#### THE PROBLEM
Copy the data exactly from the line that contains "Give me the" through the line that contains "professional year? <b>*</b></p>", keeping both end lines and leaving out everything else.

Stored items from a collection:
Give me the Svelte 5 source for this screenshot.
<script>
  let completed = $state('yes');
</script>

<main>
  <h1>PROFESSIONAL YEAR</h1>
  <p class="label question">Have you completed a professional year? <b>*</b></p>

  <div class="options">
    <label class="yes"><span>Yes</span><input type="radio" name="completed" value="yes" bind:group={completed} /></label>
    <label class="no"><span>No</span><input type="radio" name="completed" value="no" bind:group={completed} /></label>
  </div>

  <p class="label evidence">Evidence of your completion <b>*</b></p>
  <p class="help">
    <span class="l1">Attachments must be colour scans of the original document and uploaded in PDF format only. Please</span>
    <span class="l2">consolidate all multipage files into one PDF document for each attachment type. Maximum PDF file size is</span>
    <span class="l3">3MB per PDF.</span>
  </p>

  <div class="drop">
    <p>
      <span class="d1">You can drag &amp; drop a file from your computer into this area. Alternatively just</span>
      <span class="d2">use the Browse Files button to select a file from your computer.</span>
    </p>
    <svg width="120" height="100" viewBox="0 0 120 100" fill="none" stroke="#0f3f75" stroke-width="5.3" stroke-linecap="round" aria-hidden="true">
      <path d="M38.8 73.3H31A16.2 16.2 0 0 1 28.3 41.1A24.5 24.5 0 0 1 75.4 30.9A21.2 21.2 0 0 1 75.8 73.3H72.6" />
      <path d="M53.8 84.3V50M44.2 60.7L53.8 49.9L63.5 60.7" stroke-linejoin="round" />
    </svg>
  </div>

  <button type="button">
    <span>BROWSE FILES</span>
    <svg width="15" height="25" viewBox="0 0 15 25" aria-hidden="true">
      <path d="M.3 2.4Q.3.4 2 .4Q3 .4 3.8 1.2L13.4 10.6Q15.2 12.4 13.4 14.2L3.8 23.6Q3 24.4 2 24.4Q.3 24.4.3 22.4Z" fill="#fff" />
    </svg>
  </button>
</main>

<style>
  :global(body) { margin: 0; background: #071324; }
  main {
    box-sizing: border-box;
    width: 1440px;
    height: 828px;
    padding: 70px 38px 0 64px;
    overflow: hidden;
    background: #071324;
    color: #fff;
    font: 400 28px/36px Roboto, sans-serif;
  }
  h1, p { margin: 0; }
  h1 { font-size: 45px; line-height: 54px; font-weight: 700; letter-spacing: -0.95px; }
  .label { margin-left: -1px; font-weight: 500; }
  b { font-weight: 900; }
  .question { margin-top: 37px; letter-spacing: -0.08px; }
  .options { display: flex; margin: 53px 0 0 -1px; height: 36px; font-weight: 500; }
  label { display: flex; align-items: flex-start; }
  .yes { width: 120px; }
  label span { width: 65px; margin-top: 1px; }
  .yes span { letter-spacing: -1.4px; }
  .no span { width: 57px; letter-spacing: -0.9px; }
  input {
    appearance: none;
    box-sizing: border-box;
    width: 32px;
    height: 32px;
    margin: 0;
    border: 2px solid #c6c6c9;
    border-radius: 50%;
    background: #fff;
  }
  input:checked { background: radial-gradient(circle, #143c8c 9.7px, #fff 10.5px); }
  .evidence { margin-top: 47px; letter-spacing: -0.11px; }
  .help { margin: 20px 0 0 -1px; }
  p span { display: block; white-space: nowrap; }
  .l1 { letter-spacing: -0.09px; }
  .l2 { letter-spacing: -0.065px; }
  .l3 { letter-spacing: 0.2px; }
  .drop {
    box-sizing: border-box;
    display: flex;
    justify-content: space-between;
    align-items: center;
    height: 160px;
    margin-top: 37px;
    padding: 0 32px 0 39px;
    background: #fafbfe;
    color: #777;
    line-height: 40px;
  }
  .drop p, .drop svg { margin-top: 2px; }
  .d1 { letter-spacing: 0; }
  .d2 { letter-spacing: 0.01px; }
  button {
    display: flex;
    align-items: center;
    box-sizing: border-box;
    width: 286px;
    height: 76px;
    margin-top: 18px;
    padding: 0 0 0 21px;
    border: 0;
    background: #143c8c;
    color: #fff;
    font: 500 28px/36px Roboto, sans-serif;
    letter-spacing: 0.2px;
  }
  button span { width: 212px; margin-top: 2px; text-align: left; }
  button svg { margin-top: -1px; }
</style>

---

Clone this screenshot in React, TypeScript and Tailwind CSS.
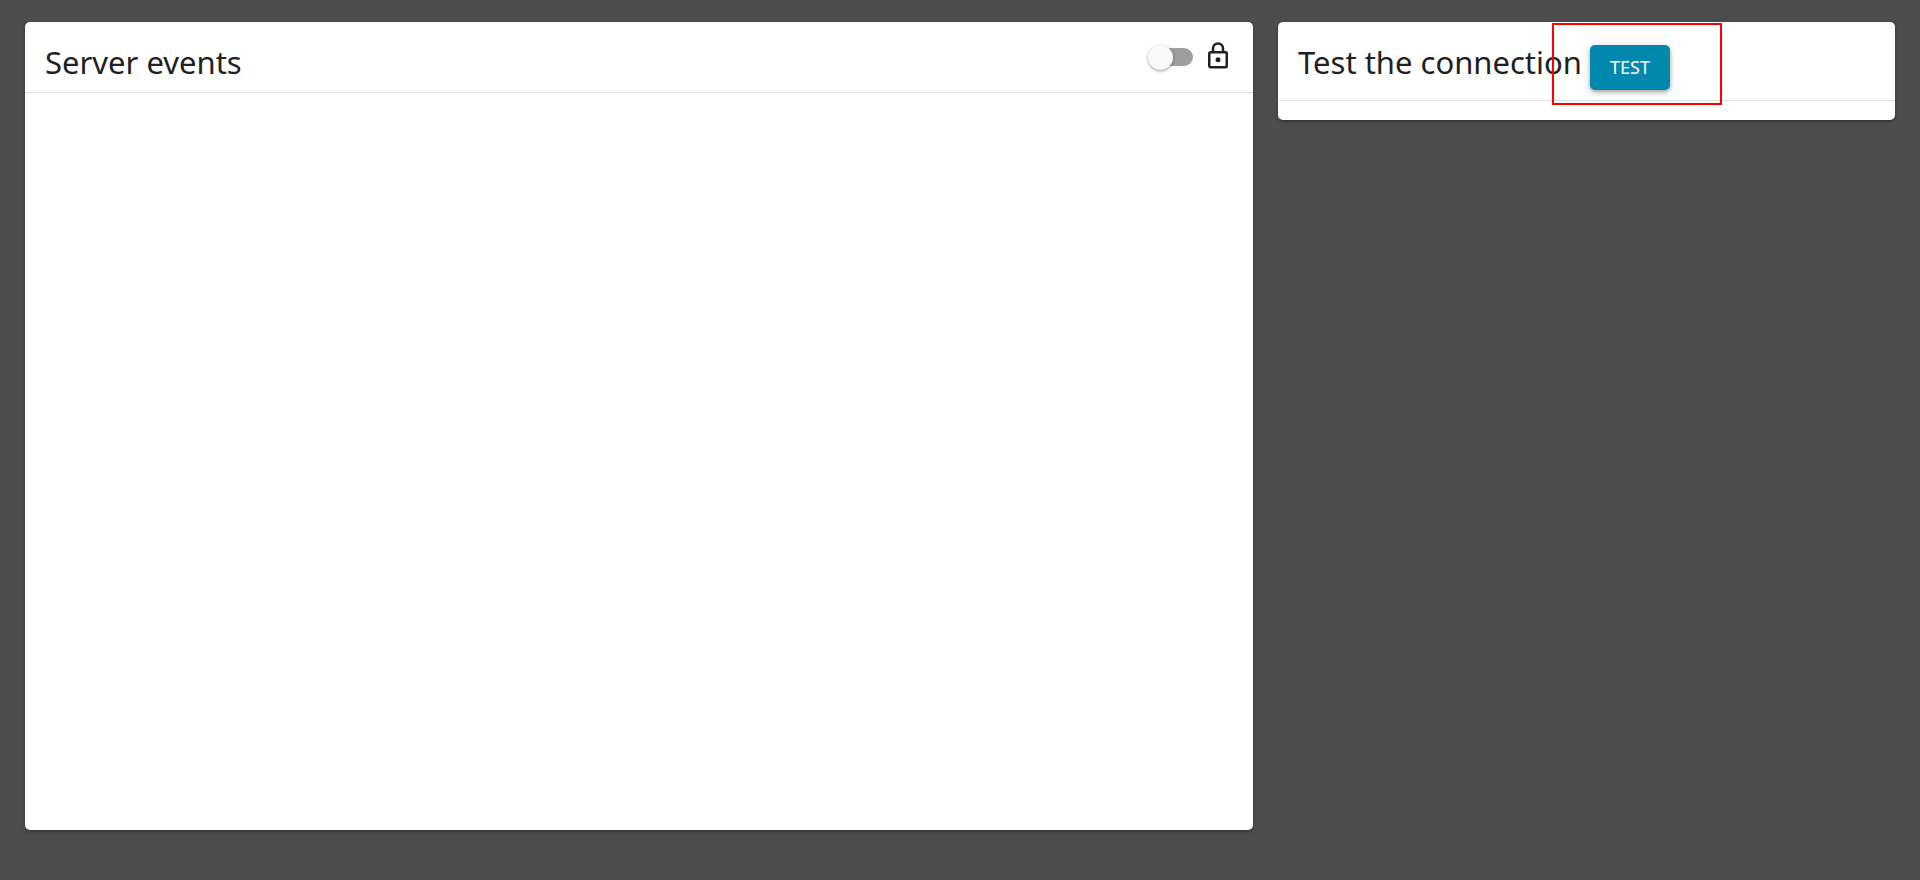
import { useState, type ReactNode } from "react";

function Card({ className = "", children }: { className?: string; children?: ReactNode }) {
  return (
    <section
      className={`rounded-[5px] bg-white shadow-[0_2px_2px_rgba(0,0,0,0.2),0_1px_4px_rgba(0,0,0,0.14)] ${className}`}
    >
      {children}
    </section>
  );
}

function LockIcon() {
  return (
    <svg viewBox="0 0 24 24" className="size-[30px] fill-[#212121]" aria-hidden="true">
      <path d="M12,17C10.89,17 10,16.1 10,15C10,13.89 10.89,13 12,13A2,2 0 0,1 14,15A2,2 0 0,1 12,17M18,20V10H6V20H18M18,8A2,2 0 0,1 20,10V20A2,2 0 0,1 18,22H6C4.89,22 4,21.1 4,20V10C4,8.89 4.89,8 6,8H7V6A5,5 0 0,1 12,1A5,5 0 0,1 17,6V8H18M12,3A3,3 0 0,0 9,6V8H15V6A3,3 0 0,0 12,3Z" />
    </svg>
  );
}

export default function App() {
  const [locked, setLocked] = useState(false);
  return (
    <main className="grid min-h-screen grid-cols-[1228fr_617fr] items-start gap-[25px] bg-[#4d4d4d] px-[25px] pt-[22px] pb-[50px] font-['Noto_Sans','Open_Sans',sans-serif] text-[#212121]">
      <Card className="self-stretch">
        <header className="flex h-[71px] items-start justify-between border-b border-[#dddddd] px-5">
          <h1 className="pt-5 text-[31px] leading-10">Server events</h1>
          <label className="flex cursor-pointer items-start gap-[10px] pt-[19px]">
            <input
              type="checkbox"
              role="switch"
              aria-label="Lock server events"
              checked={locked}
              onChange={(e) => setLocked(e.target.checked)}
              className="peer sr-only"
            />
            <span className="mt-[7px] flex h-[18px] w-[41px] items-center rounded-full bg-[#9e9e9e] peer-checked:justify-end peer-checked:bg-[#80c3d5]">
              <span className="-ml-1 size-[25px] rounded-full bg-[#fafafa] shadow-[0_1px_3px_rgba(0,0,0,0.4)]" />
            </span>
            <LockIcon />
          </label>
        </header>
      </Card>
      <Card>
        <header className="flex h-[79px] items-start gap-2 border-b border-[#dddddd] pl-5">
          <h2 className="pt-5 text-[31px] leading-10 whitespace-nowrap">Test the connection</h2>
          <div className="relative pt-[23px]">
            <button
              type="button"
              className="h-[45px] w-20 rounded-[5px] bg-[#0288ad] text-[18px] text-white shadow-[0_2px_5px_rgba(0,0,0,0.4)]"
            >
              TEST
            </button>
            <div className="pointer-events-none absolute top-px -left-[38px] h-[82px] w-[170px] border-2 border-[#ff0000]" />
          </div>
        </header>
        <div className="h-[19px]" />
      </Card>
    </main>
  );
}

#### RESPONSE TO THIS TASK
Give me the Svelte 5 source for this screenshot.
<script>
  let completed = $state('yes');
</script>

<main>
  <h1>PROFESSIONAL YEAR</h1>
  <p class="label question">Have you completed a professional year? <b>*</b></p>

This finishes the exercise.